* Data *
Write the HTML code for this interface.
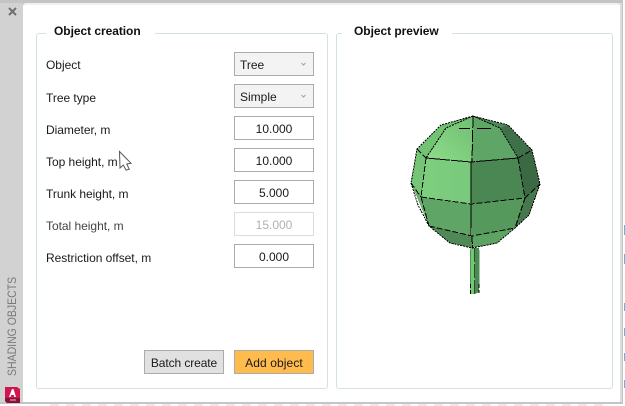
<!DOCTYPE html>
<html><head><meta charset="utf-8"><style>
html,body{margin:0;padding:0}
body{width:625px;height:406px;position:relative;overflow:hidden;background:#fff;font-family:"Liberation Sans",sans-serif;font-size:12px;color:#1a1a1a}
.a{position:absolute}
.l{position:absolute;left:46px;line-height:16px;white-space:nowrap;letter-spacing:-.03px}
.b{position:absolute;box-sizing:border-box;width:80px;height:24px;border:1px solid #ababab;line-height:24px;background:#fff;text-align:center}
.c{background:#f3f3f3;text-align:left;padding-left:5px}
.c svg{position:absolute;right:6px;top:9px}
.g{position:absolute;top:33px;height:356px;box-sizing:border-box;border:1px solid #d3e0e6;border-radius:3px}
.leg{position:absolute;top:23px;height:16px;line-height:16px;background:#fff;font-weight:bold;color:#111;white-space:nowrap;letter-spacing:-.05px}
</style></head><body>
<div class="a" style="left:0;top:0;width:623px;height:404px;background:#c4c4c4"></div>
<div class="a" style="left:0;top:3px;width:23px;height:399px;background:#d2d2d2"></div>
<div class="a" style="left:23px;top:3px;width:598px;height:399px;background:#fff;border-radius:3px 3px 0 0;box-sizing:border-box;border-top:2px solid #f1f1f1"></div>
<div class="a" style="left:620px;top:3px;width:2px;height:399px;background:#dcdcdc"></div>
<svg class="a" style="left:8px;top:7px" width="9" height="9"><path d="M1 1L8 8M8 1L1 8" stroke="#6f6f6f" stroke-width="2"/></svg>
<div class="a" style="left:12px;top:376px;transform-origin:0 0;transform:rotate(-90deg) translateY(-7px) scaleX(.875);font-size:12px;line-height:14px;color:#7a7a7a;white-space:nowrap;width:120px">SHADING OBJECTS</div>
<svg class="a" style="left:5px;top:387px" width="15" height="16"><path d="M0 0H12L15 2V16H2L0 14Z" fill="#d3154f"/><path d="M0 11H15V16H2L0 14Z" fill="#8c0f35"/><path d="M4 10L7 2H8.500L11 10H9.300L8.800 8H6.200L5.600 10Z" fill="#fff"/><path d="M5 13H11" stroke="#e7b9c7" stroke-width="1"/></svg>

<div class="g" style="left:36px;width:292px"></div>
<div class="g" style="left:336px;width:277px"></div>
<div class="leg" style="left:46px;width:109px;padding-left:8px;box-sizing:border-box">Object creation</div>
<div class="leg" style="left:342px;width:110px;padding-left:12px;box-sizing:border-box">Object preview</div>

<div class="l" style="top:57px">Object</div>
<div class="l" style="top:90px">Tree type</div>
<div class="l" style="top:122px">Diameter, m</div>
<div class="l" style="top:154px">Top height, m</div>
<div class="l" style="top:186px">Trunk height, m</div>
<div class="l" style="top:218px;color:#444">Total height, m</div>
<div class="l" style="top:250px">Restriction offset, m</div>

<div class="b c" style="left:234px;top:52px">Tree<svg width="7" height="5"><path d="M1.500 1L3.500 3L5.500 1" fill="none" stroke="#a0a0a0"/></svg></div>
<div class="b c" style="left:234px;top:84px">Simple<svg width="7" height="5"><path d="M1.500 1L3.500 3L5.500 1" fill="none" stroke="#a0a0a0"/></svg></div>
<div class="b" style="left:234px;top:116px">10.000</div>
<div class="b" style="left:234px;top:148px">10.000</div>
<div class="b" style="left:234px;top:180px">5.000</div>
<div class="b" style="left:234px;top:212px;border-color:#dcdcdc;color:#b0b0b0">15.000</div>
<div class="b" style="left:234px;top:244px">0.000</div>
<div class="b" style="left:144px;top:350px;background:#e1e1e1;letter-spacing:-.1px">Batch create</div>
<div class="b" style="left:234px;top:350px;background:#ffbb4d;letter-spacing:.1px">Add object</div>

<svg class="a" style="left:118px;top:150px" width="16" height="24"><path d="M1.500 1.500L2 18L5.300 15L8 20L11.300 19.300L8.700 14L13 13.300Z" fill="#fff" stroke="#555" stroke-width="1"/></svg>

<svg class="a" style="left:400px;top:105px" width="150" height="200" viewBox="400 105 150 200">
<defs>
<linearGradient id="tl" x1="0" y1="1" x2="1" y2="0"><stop offset="0" stop-color="#8edc8b"/><stop offset="1" stop-color="#70bf72"/></linearGradient>
<linearGradient id="ml" x1="0" y1="0" x2="1" y2="0"><stop offset="0" stop-color="#7fcf80"/><stop offset="1" stop-color="#78c97c"/></linearGradient>
</defs>
<g shape-rendering="crispEdges">
<path d="M473 116L446 128L426 158L471 162Z" fill="url(#tl)"/>
<path d="M473 116L500 128L518 158L471 162Z" fill="#5fa566"/>
<path d="M473 116L508 125L500 128Z" fill="#4f8a55"/>
<path d="M473 116L441 125L446 128Z" fill="#6cbd6e"/>
<path d="M441 125L417 149L426 158L446 128Z" fill="#71c473"/>
<path d="M417 149L411 183L421 197L426 158Z" fill="#74c576"/>
<path d="M426 158L471 162V204L421 197Z" fill="url(#ml)"/>
<path d="M471 162L518 158L525 198L471 204Z" fill="#4b8752"/>
<path d="M500 128L508 125L532 150L518 158Z" fill="#40704a"/>
<path d="M518 158L532 150L540 184L525 198Z" fill="#3b6a42"/>
<path d="M411 183L421 197L429 226Z" fill="#68b26c"/>
<path d="M421 197L471 204V236L429 226Z" fill="#5fa565"/>
<path d="M471 204L525 198L515 228L472 236Z" fill="#559a5c"/>
<path d="M525 198L540 184L529 215L515 228Z" fill="#45784c"/>
<path d="M429 226L472 236V248L450 243Z" fill="#4f8a56"/>
<path d="M472 236L515 228L497 243L472 248Z" fill="#5da364"/>
<path d="M470 248H475V294H470Z" fill="#74c777"/>
<path d="M475 248H479V292L475 294Z" fill="#4c8a53"/>
</g>
<g fill="none" stroke="#000" stroke-width="1" shape-rendering="crispEdges">
<path d="M471 162V203M471 204V236"/>
<path d="M473 116L472 162" stroke-dasharray="12 2"/>
<path d="M426 158L471 162L518 158" stroke-dasharray="24 1"/>
<path d="M459 128.500H470M477 128.500H491"/>
<path d="M472 236L472.500 248" stroke-dasharray="8 1"/>
<path d="M474.500 248V294" stroke="#24502b" stroke-dasharray="14 2"/>
<g stroke-dasharray="2 1">
<path d="M473 116L441 125L417 149L411 183L418 205L429 226L450 243L472 248L497 243L515 228L529 215L540 184L532 150L508 125L473 116"/>
<path d="M473 116L446 128L426 158M473 116L500 128L518 158"/>
</g>
<g stroke-dasharray="6 2">
<path d="M426 158L421 197L429 226"/>
<path d="M518 158L525 198L515 228"/>
<path d="M417 149L426 158M518 158L532 150M411 183L421 197M525 198L540 184"/>
<path d="M421 197L471 204L525 198"/>
<path d="M429 226L472 236L515 228"/>
</g>
<path d="M470.500 284V294M479 284V293" stroke-dasharray="4 2"/>
<path d="M470.500 250V284M479 250V284" stroke="#4f8f55"/>
</g>
</svg>

<div class="a" style="left:624px;top:225px;width:1px;height:10px;background:#58b7de"></div>
<div class="a" style="left:624px;top:254px;width:1px;height:10px;background:#58b7de"></div>
<div class="a" style="left:624px;top:303px;width:1px;height:8px;background:#58b7de"></div>
<div class="a" style="left:624px;top:328px;width:1px;height:8px;background:#58b7de"></div>
<div class="a" style="left:624px;top:353px;width:1px;height:8px;background:#58b7de"></div>
<div class="a" style="left:624px;top:380px;width:1px;height:8px;background:#58b7de"></div>
<div class="a" style="left:50px;top:404px;width:560px;height:2px;background:repeating-linear-gradient(90deg,#f1e6e8 0 9px,#fff 9px 16px)"></div>
</body></html>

* What this task involves *
Strip out the pictures and quote the remaining data word for word.

* Problem solution *
Write the HTML code for this interface.
<!DOCTYPE html>
<html><head><meta charset="utf-8"><style>
html,body{margin:0;padding:0}
body{width:625px;height:406px;position:relative;overflow:hidden;background:#fff;font-family:"Liberation Sans",sans-serif;font-size:12px;color:#1a1a1a}
.a{position:absolute}
.l{position:absolute;left:46px;line-height:16px;white-space:nowrap;letter-spacing:-.03px}
.b{position:absolute;box-sizing:border-box;width:80px;height:24px;border:1px solid #ababab;line-height:24px;background:#fff;text-align:center}
.c{background:#f3f3f3;text-align:left;padding-left:5px}
.c svg{position:absolute;right:6px;top:9px}
.g{position:absolute;top:33px;height:356px;box-sizing:border-box;border:1px solid #d3e0e6;border-radius:3px}
.leg{position:absolute;top:23px;height:16px;line-height:16px;background:#fff;font-weight:bold;color:#111;white-space:nowrap;letter-spacing:-.05px}
</style></head><body>
<div class="a" style="left:0;top:0;width:623px;height:404px;background:#c4c4c4"></div>
<div class="a" style="left:0;top:3px;width:23px;height:399px;background:#d2d2d2"></div>
<div class="a" style="left:23px;top:3px;width:598px;height:399px;background:#fff;border-radius:3px 3px 0 0;box-sizing:border-box;border-top:2px solid #f1f1f1"></div>
<div class="a" style="left:620px;top:3px;width:2px;height:399px;background:#dcdcdc"></div>
<svg class="a" style="left:8px;top:7px" width="9" height="9"><path d="M1 1L8 8M8 1L1 8" stroke="#6f6f6f" stroke-width="2"/></svg>
<div class="a" style="left:12px;top:376px;transform-origin:0 0;transform:rotate(-90deg) translateY(-7px) scaleX(.875);font-size:12px;line-height:14px;color:#7a7a7a;white-space:nowrap;width:120px">SHADING OBJECTS</div>
<svg class="a" style="left:5px;top:387px" width="15" height="16"><path d="M0 0H12L15 2V16H2L0 14Z" fill="#d3154f"/><path d="M0 11H15V16H2L0 14Z" fill="#8c0f35"/><path d="M4 10L7 2H8.500L11 10H9.300L8.800 8H6.200L5.600 10Z" fill="#fff"/><path d="M5 13H11" stroke="#e7b9c7" stroke-width="1"/></svg>

<div class="g" style="left:36px;width:292px"></div>
<div class="g" style="left:336px;width:277px"></div>
<div class="leg" style="left:46px;width:109px;padding-left:8px;box-sizing:border-box">Object creation</div>
<div class="leg" style="left:342px;width:110px;padding-left:12px;box-sizing:border-box">Object preview</div>

<div class="l" style="top:57px">Object</div>
<div class="l" style="top:90px">Tree type</div>
<div class="l" style="top:122px">Diameter, m</div>
<div class="l" style="top:154px">Top height, m</div>
<div class="l" style="top:186px">Trunk height, m</div>
<div class="l" style="top:218px;color:#444">Total height, m</div>
<div class="l" style="top:250px">Restriction offset, m</div>

<div class="b c" style="left:234px;top:52px">Tree<svg width="7" height="5"><path d="M1.500 1L3.500 3L5.500 1" fill="none" stroke="#a0a0a0"/></svg></div>
<div class="b c" style="left:234px;top:84px">Simple<svg width="7" height="5"><path d="M1.500 1L3.500 3L5.500 1" fill="none" stroke="#a0a0a0"/></svg></div>
<div class="b" style="left:234px;top:116px">10.000</div>
<div class="b" style="left:234px;top:148px">10.000</div>
<div class="b" style="left:234px;top:180px">5.000</div>
<div class="b" style="left:234px;top:212px;border-color:#dcdcdc;color:#b0b0b0">15.000</div>
<div class="b" style="left:234px;top:244px">0.000</div>
<div class="b" style="left:144px;top:350px;background:#e1e1e1;letter-spacing:-.1px">Batch create</div>
<div class="b" style="left:234px;top:350px;background:#ffbb4d;letter-spacing:.1px">Add object</div>

<svg class="a" style="left:118px;top:150px" width="16" height="24"><path d="M1.500 1.500L2 18L5.300 15L8 20L11.300 19.300L8.700 14L13 13.300Z" fill="#fff" stroke="#555" stroke-width="1"/></svg>

<svg class="a" style="left:400px;top:105px" width="150" height="200" viewBox="400 105 150 200">
<defs>
<linearGradient id="tl" x1="0" y1="1" x2="1" y2="0"><stop offset="0" stop-color="#8edc8b"/><stop offset="1" stop-color="#70bf72"/></linearGradient>
<linearGradient id="ml" x1="0" y1="0" x2="1" y2="0"><stop offset="0" stop-color="#7fcf80"/><stop offset="1" stop-color="#78c97c"/></linearGradient>
</defs>
<g shape-rendering="crispEdges">
<path d="M473 116L446 128L426 158L471 162Z" fill="url(#tl)"/>
<path d="M473 116L500 128L518 158L471 162Z" fill="#5fa566"/>
<path d="M473 116L508 125L500 128Z" fill="#4f8a55"/>
<path d="M473 116L441 125L446 128Z" fill="#6cbd6e"/>
<path d="M441 125L417 149L426 158L446 128Z" fill="#71c473"/>
<path d="M417 149L411 183L421 197L426 158Z" fill="#74c576"/>
<path d="M426 158L471 162V204L421 197Z" fill="url(#ml)"/>
<path d="M471 162L518 158L525 198L471 204Z" fill="#4b8752"/>
<path d="M500 128L508 125L532 150L518 158Z" fill="#40704a"/>
<path d="M518 158L532 150L540 184L525 198Z" fill="#3b6a42"/>
<path d="M411 183L421 197L429 226Z" fill="#68b26c"/>
<path d="M421 197L471 204V236L429 226Z" fill="#5fa565"/>
<path d="M471 204L525 198L515 228L472 236Z" fill="#559a5c"/>
<path d="M525 198L540 184L529 215L515 228Z" fill="#45784c"/>
<path d="M429 226L472 236V248L450 243Z" fill="#4f8a56"/>
<path d="M472 236L515 228L497 243L472 248Z" fill="#5da364"/>
<path d="M470 248H475V294H470Z" fill="#74c777"/>
<path d="M475 248H479V292L475 294Z" fill="#4c8a53"/>
</g>
<g fill="none" stroke="#000" stroke-width="1" shape-rendering="crispEdges">
<path d="M471 162V203M471 204V236"/>
<path d="M473 116L472 162" stroke-dasharray="12 2"/>
<path d="M426 158L471 162L518 158" stroke-dasharray="24 1"/>
<path d="M459 128.500H470M477 128.500H491"/>
<path d="M472 236L472.500 248" stroke-dasharray="8 1"/>
<path d="M474.500 248V294" stroke="#24502b" stroke-dasharray="14 2"/>
<g stroke-dasharray="2 1">
<path d="M473 116L441 125L417 149L411 183L418 205L429 226L450 243L472 248L497 243L515 228L529 215L540 184L532 150L508 125L473 116"/>
<path d="M473 116L446 128L426 158M473 116L500 128L518 158"/>
</g>
<g stroke-dasharray="6 2">
<path d="M426 158L421 197L429 226"/>
<path d="M518 158L525 198L515 228"/>
<path d="M417 149L426 158M518 158L532 150M411 183L421 197M525 198L540 184"/>
<path d="M421 197L471 204L525 198"/>
<path d="M429 226L472 236L515 228"/>
</g>
<path d="M470.500 284V294M479 284V293" stroke-dasharray="4 2"/>
<path d="M470.500 250V284M479 250V284" stroke="#4f8f55"/>
</g>
</svg>

<div class="a" style="left:624px;top:225px;width:1px;height:10px;background:#58b7de"></div>
<div class="a" style="left:624px;top:254px;width:1px;height:10px;background:#58b7de"></div>
<div class="a" style="left:624px;top:303px;width:1px;height:8px;background:#58b7de"></div>
<div class="a" style="left:624px;top:328px;width:1px;height:8px;background:#58b7de"></div>
<div class="a" style="left:624px;top:353px;width:1px;height:8px;background:#58b7de"></div>
<div class="a" style="left:624px;top:380px;width:1px;height:8px;background:#58b7de"></div>
<div class="a" style="left:50px;top:404px;width:560px;height:2px;background:repeating-linear-gradient(90deg,#f1e6e8 0 9px,#fff 9px 16px)"></div>
</body></html>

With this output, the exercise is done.